To support our goals, we focused on optimizing calls to action and educational content on the following high-traffic pages:
Home: Features a highlight reel hero video, a phased six-step installation process, featured project carousel and CTA section
Our Pools: Features the three types of dip pool categories with top benefits, differentiators, and call-to-action links to view interior page and pools specs and options
Projects: A primary, featured project carousel with location details and imagery and a secondary section with additional project interior page links
Projects Interior: A more focused project page that provides specific case study information, imagery and social proof (testimonials) from satisfied clients
Each page section was intentionally structured to support:
Details on the end-to-end installation process
Pool options, features and top benefits to support our three different user's purchasing motivations
Featured projects to support value, execution and quality
Granular, interior page specifications and social proof to allow users to learn more about specific projects and installation processes



The redesigned website positioned Nashville Dip Pools as a credible and specialized alternative to traditional pool builders.
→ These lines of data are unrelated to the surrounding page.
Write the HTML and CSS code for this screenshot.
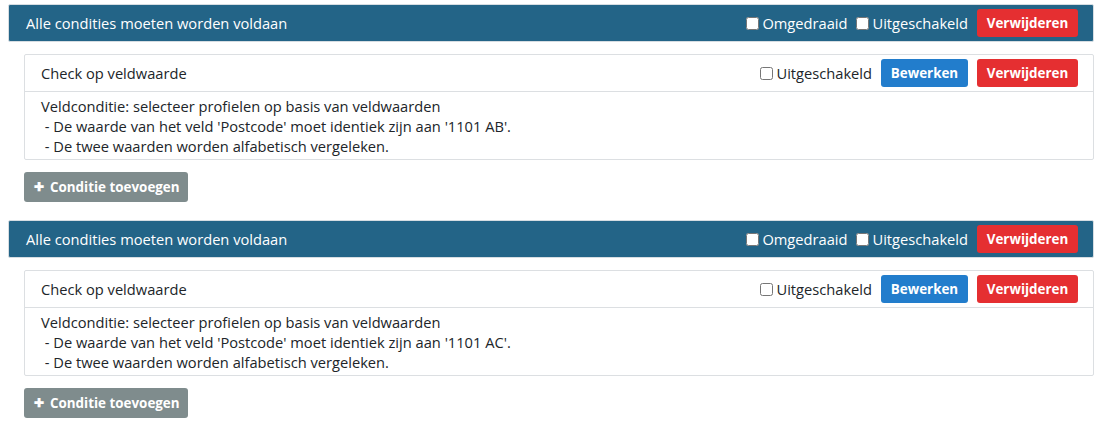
FILE: index.html
```html
<!DOCTYPE html>
<html lang="nl">
<head>
<meta charset="utf-8">
<title>Condities</title>
<link rel="stylesheet" href="styles.css">
</head>
<body>
<div class="group">
  <div class="group-header">
    <span class="group-title">Alle condities moeten worden voldaan</span>
    <div class="actions">
      <label class="check"><input type="checkbox">Omgedraaid</label>
      <label class="check"><input type="checkbox">Uitgeschakeld</label>
      <button class="btn btn-red">Verwijderen</button>
    </div>
  </div>
  <div class="group-body">
    <div class="card">
      <div class="card-header">
        <span class="card-title">Check op veldwaarde</span>
        <div class="actions">
          <label class="check dark"><input type="checkbox">Uitgeschakeld</label>
          <button class="btn btn-blue">Bewerken</button>
          <button class="btn btn-red">Verwijderen</button>
        </div>
      </div>
      <div class="card-body">Veldconditie: selecteer profielen op basis van veldwaarden
 - De waarde van het veld 'Postcode' moet identiek zijn aan '1101 AB'.
 - De twee waarden worden alfabetisch vergeleken.</div>
    </div>
    <button class="btn btn-grey add"><span class="plus">✚</span>Conditie toevoegen</button>
  </div>
</div>
<div class="group">
  <div class="group-header">
    <span class="group-title">Alle condities moeten worden voldaan</span>
    <div class="actions">
      <label class="check"><input type="checkbox">Omgedraaid</label>
      <label class="check"><input type="checkbox">Uitgeschakeld</label>
      <button class="btn btn-red">Verwijderen</button>
    </div>
  </div>
  <div class="group-body">
    <div class="card">
      <div class="card-header">
        <span class="card-title">Check op veldwaarde</span>
        <div class="actions">
          <label class="check dark"><input type="checkbox">Uitgeschakeld</label>
          <button class="btn btn-blue">Bewerken</button>
          <button class="btn btn-red">Verwijderen</button>
        </div>
      </div>
      <div class="card-body">Veldconditie: selecteer profielen op basis van veldwaarden
 - De waarde van het veld 'Postcode' moet identiek zijn aan '1101 AC'.
 - De twee waarden worden alfabetisch vergeleken.</div>
    </div>
    <button class="btn btn-grey add"><span class="plus">✚</span>Conditie toevoegen</button>
  </div>
</div>
</body>
</html>
```

FILE: styles.css
```css
* { box-sizing: border-box; }
body {
  margin: 4px 8px;
  font-family: "Open Sans", "Liberation Sans", sans-serif;
  font-size: 14.667px;
  color: #212529;
  background: #fff;
}
.group { margin-bottom: 18px; }
.group-header {
  display: flex;
  align-items: center;
  justify-content: space-between;
  background: #236487;
  border: 1px solid #d6dde2;
  border-radius: 2px;
  padding: 4px 15px 4px 17px;
  color: #fff;
  height: 38px;
}
.group-title { line-height: 20px; }
.actions {
  display: flex;
  align-items: center;
}
.check {
  display: flex;
  align-items: center;
  margin-right: 9px;
  line-height: 20px;
  cursor: pointer;
}
.check input {
  margin: 0 3px 0 0;
  width: 13px;
  height: 13px;
}
.group-body { padding: 12px 0 0 16px; }
.card {
  border: 1px solid #dcdfe2;
  border-radius: 2px;
}
.card-header {
  display: flex;
  align-items: center;
  justify-content: space-between;
  padding: 4px 15px 4px 16px;
  border-bottom: 1px solid #dcdfe2;
  height: 37px;
}
.card-body {
  padding: 4px 16px 3px 16px;
  line-height: 20px;
  white-space: pre-wrap;
}
.btn {
  font-family: "Open Sans", "Liberation Sans", sans-serif;
  font-size: 13.4px;
  font-weight: 700;
  color: #fff;
  border: none;
  border-radius: 3px;
  height: 28px;
  padding: 0;
  cursor: pointer;
  line-height: 28px;
}
.btn-red { background: #e52f31; width: 101px; }
.btn-blue { background: #227dcc; width: 87px; margin-right: 9px; }
.btn-grey { background: #7f8c8d; }
.add {
  margin-top: 12px;
  height: 30px;
  width: 164px;
  padding: 0 0 0 10px;
  display: flex;
  align-items: center;
}
.plus { font-size: 12px; margin-right: 6px; }
```
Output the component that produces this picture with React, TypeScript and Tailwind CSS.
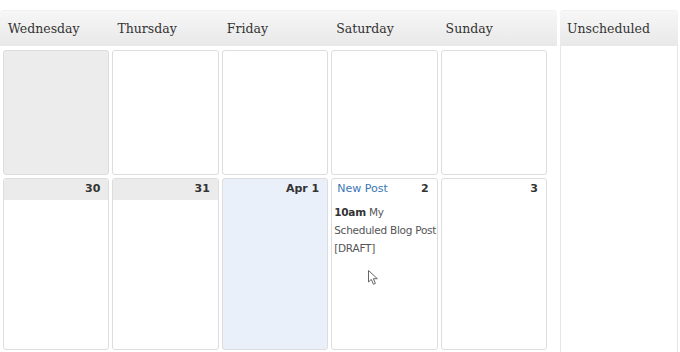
const days = ["Wednesday", "Thursday", "Friday", "Saturday", "Sunday"];

function DayNum({ label, gray }: { label: string; gray?: boolean }) {
  return (
    <div
      className={`h-[21px] flex items-center justify-end pr-[8px] text-[11px] font-bold text-[#333] ${
        gray ? "bg-[#ebebeb]" : ""
      }`}
    >
      {label}
    </div>
  );
}

function Cursor() {
  return (
    <svg
      className="absolute left-[368px] top-[270px]"
      width="12"
      height="16"
      viewBox="0 0 12 16"
    >
      <path
        d="M0.5 0.5 L0.5 12 L3.3 9.4 L5.4 14.3 L7.4 13.4 L5.4 8.7 L9.3 8.7 Z"
        fill="white"
        stroke="#666"
        strokeWidth="1"
        strokeLinejoin="round"
      />
    </svg>
  );
}

export default function App() {
  return (
    <div className="w-[680px] h-[352px] bg-white overflow-hidden relative font-['DejaVu_Sans',sans-serif]">
      <div className="flex pt-[10px] h-full">
        {/* calendar */}
        <div className="w-[557px] flex flex-col">
          <div className="h-[36px] rounded-t-[4px] border-t border-[#f0f0f0] bg-gradient-to-b from-[#f7f7f7] to-[#e8e8e8] grid grid-cols-5 gap-[3px] pl-[3px] pr-[10px]">
            {days.map((d) => (
              <div
                key={d}
                className="flex items-center pl-[5px] pt-[2px] font-['DejaVu_Serif',serif] text-[12.5px] text-[#333]"
              >
                {d}
              </div>
            ))}
          </div>
          <div className="grid grid-cols-5 gap-[3px] pl-[3px] pr-[10px] pt-[4px]">
            <div className="h-[125px] rounded-[3px] border border-[#ddd] bg-[#ececec]" />
            <div className="h-[125px] rounded-[3px] border border-[#ddd]" />
            <div className="h-[125px] rounded-[3px] border border-[#ddd]" />
            <div className="h-[125px] rounded-[3px] border border-[#ddd]" />
            <div className="h-[125px] rounded-[3px] border border-[#ddd]" />
          </div>
          <div className="grid grid-cols-5 gap-[3px] pl-[3px] pr-[10px] pt-[3px]">
            <div className="h-[172px] rounded-[3px] border border-[#ddd] overflow-hidden">
              <DayNum label="30" gray />
            </div>
            <div className="h-[172px] rounded-[3px] border border-[#ddd] overflow-hidden">
              <DayNum label="31" gray />
            </div>
            <div className="h-[172px] rounded-[3px] border border-[#ddd] bg-[#e9f0fa] overflow-hidden">
              <DayNum label="Apr 1" />
            </div>
            <div className="h-[172px] rounded-[3px] border border-[#ddd] overflow-hidden">
              <div className="h-[21px] flex items-center justify-between pl-[5px] pr-[8px] text-[11px]">
                <span className="text-[#3b76b5]">New Post</span>
                <span className="font-bold text-[#333]">2</span>
              </div>
              <div className="pl-[2px] pt-[3px] text-[10.5px] tracking-[-0.25px] leading-[18px] text-[#555] whitespace-nowrap">
                <div>
                  <span className="font-bold text-[#333]">10am</span> My
                </div>
                <div>Scheduled Blog Post</div>
                <div>[DRAFT]</div>
              </div>
            </div>
            <div className="h-[172px] rounded-[3px] border border-[#ddd] overflow-hidden">
              <DayNum label="3" />
            </div>
          </div>
        </div>

        {/* unscheduled */}
        <div className="w-[118px] ml-[3px] flex flex-col">
          <div className="h-[36px] rounded-t-[4px] border-t border-[#f0f0f0] bg-gradient-to-b from-[#f7f7f7] to-[#e8e8e8] flex items-center pl-[7px] pt-[2px] font-['DejaVu_Serif',serif] text-[12.5px] text-[#333]">
            Unscheduled
          </div>
          <div className="flex-1 border-x border-[#e6e6e6]" />
        </div>
      </div>

      <Cursor />
    </div>
  );
}
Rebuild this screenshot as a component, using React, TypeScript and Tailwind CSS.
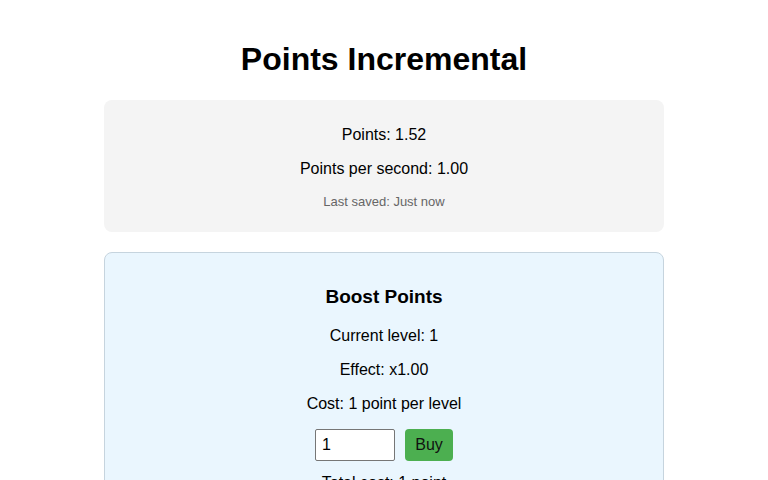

By clarifying the offering and guiding users through a more intentional decision-making journey, the site laid the groundwork for:
Higher-quality inbound lead generation
Better-aligned client expectations
Increased confidence during early sales touchpoints
While long-term analytics were still being gathered at the time of launch, early feedback from the client indicated improved clarity and stronger engagement during consultations.
This project provided a vast learning experience and reinforced several insights and user experience lessons:
Clear positioning matters as much as visual polish
Small businesses often need translation, not reinvention
Designing for multiple buyer mindsets leads to better UX outcomes
The Nashville Dip Pools redesign was an exercise in aligning business goals, user needs, and thoughtful design into a single, cohesive experience.